The founder of the Scottish youth football team, Celtic Boys Club, was on Tuesday jailed for three years after being found guilty of abusing a young boy more than 50 years ago.
Jim Torbett, who is already serving a six-year sentence for abusing six teenage boys, was convicted of repeatedly indecently assaulting a 13-year-old boy in 1967.
Sentencing him at a court in Inverness, northeast Scotland, judge Andrew Cubie told 75-year-old Torbett that the impact of the attacks had been “lifelong” on his victim.
“You caused significant damage, incalculable harm and blighted his life,” the judge added, according to Scottish media.
Torbett’s offending comes after a string of convictions of junior football coaches in England for a catalogue of abuse against young players.

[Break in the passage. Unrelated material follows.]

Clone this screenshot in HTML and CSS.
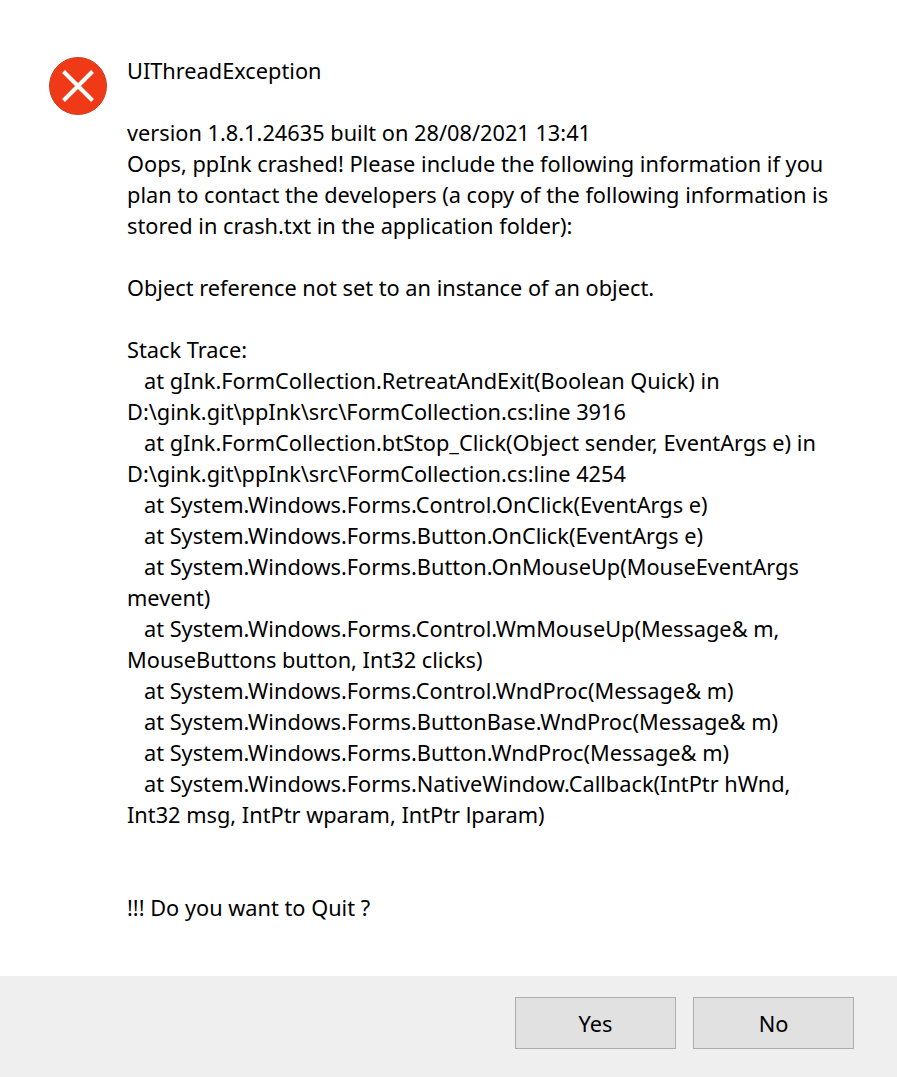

In 2021, an independent review of historical sexual abuse said the English Football Association demonstrated inexcusable “institutional failings” by not implementing child safeguarding measures.
A separate report in Scotland in the same year called for Scottish football clubs to make an “unreserved” public apology to those who suffered sex abuse at clubs from the 1970s onwards.
Torbett created the Celtic Boys Club, which is closely associated with the Scottish Premier League side Celtic, in 1966.
He was first jailed for two years in 1998 for abusing three young Celtic Boys Club players between 1967 and 1974.
He had been living in California when the latest allegations emerged and was arrested upon his return to Scotland after a BBC documentary expose.
In 2018 he was jailed for six years for a string of sexual assaults against six young boys between 1970 and 1994.
Cubie said Torbett had used the football team “as an elaborate front for recruitment of your young victims”.